_Requirements_.
Every line of the material is to be quoted verbatim, minus the pictures.

--- Start Provided material ---

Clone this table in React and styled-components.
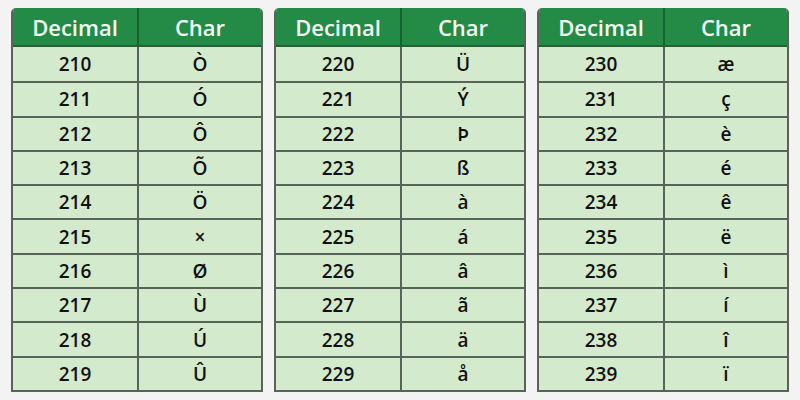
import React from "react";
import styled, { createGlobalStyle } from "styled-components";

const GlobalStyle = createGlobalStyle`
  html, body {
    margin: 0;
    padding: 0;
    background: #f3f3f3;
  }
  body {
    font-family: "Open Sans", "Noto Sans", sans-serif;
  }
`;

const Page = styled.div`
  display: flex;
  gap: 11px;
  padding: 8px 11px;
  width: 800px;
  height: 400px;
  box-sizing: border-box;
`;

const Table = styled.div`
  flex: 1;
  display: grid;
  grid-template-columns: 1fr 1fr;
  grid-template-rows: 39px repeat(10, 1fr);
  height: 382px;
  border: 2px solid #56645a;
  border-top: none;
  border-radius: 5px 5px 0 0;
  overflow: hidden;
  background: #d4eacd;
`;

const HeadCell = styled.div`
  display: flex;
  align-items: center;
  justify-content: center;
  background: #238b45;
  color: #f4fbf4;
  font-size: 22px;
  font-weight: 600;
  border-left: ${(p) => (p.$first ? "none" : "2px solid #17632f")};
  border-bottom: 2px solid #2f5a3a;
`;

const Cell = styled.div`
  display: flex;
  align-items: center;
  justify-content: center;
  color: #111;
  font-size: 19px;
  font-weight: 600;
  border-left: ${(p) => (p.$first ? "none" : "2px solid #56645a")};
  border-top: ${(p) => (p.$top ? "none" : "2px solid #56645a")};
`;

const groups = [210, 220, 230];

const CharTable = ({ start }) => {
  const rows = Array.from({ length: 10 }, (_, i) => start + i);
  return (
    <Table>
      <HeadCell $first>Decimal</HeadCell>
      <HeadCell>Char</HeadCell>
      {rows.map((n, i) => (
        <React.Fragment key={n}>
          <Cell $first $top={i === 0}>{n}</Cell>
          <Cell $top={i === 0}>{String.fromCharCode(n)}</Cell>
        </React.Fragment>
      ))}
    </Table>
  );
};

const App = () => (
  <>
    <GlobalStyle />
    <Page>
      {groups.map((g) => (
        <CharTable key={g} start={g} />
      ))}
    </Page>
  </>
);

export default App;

--- End Provided material ---

_Answer for the task_.
Clone this table in React and styled-components.
import React from "react";
import styled, { createGlobalStyle } from "styled-components";

const GlobalStyle = createGlobalStyle`
  html, body {
    margin: 0;
    padding: 0;
    background: #f3f3f3;
  }
  body {
    font-family: "Open Sans", "Noto Sans", sans-serif;
  }
`;

const Page = styled.div`
  display: flex;
  gap: 11px;
  padding: 8px 11px;
  width: 800px;
  height: 400px;
  box-sizing: border-box;
`;

const Table = styled.div`
  flex: 1;
  display: grid;
  grid-template-columns: 1fr 1fr;
  grid-template-rows: 39px repeat(10, 1fr);
  height: 382px;
  border: 2px solid #56645a;
  border-top: none;
  border-radius: 5px 5px 0 0;
  overflow: hidden;
  background: #d4eacd;
`;

const HeadCell = styled.div`
  display: flex;
  align-items: center;
  justify-content: center;
  background: #238b45;
  color: #f4fbf4;
  font-size: 22px;
  font-weight: 600;
  border-left: ${(p) => (p.$first ? "none" : "2px solid #17632f")};
  border-bottom: 2px solid #2f5a3a;
`;

const Cell = styled.div`
  display: flex;
  align-items: center;
  justify-content: center;
  color: #111;
  font-size: 19px;
  font-weight: 600;
  border-left: ${(p) => (p.$first ? "none" : "2px solid #56645a")};
  border-top: ${(p) => (p.$top ? "none" : "2px solid #56645a")};
`;

const groups = [210, 220, 230];

const CharTable = ({ start }) => {
  const rows = Array.from({ length: 10 }, (_, i) => start + i);
  return (
    <Table>
      <HeadCell $first>Decimal</HeadCell>
      <HeadCell>Char</HeadCell>
      {rows.map((n, i) => (
        <React.Fragment key={n}>
          <Cell $first $top={i === 0}>{n}</Cell>
          <Cell $top={i === 0}>{String.fromCharCode(n)}</Cell>
        </React.Fragment>
      ))}
    </Table>
  );
};

const App = () => (
  <>
    <GlobalStyle />
    <Page>
      {groups.map((g) => (
        <CharTable key={g} start={g} />
      ))}
    </Page>
  </>
);

export default App;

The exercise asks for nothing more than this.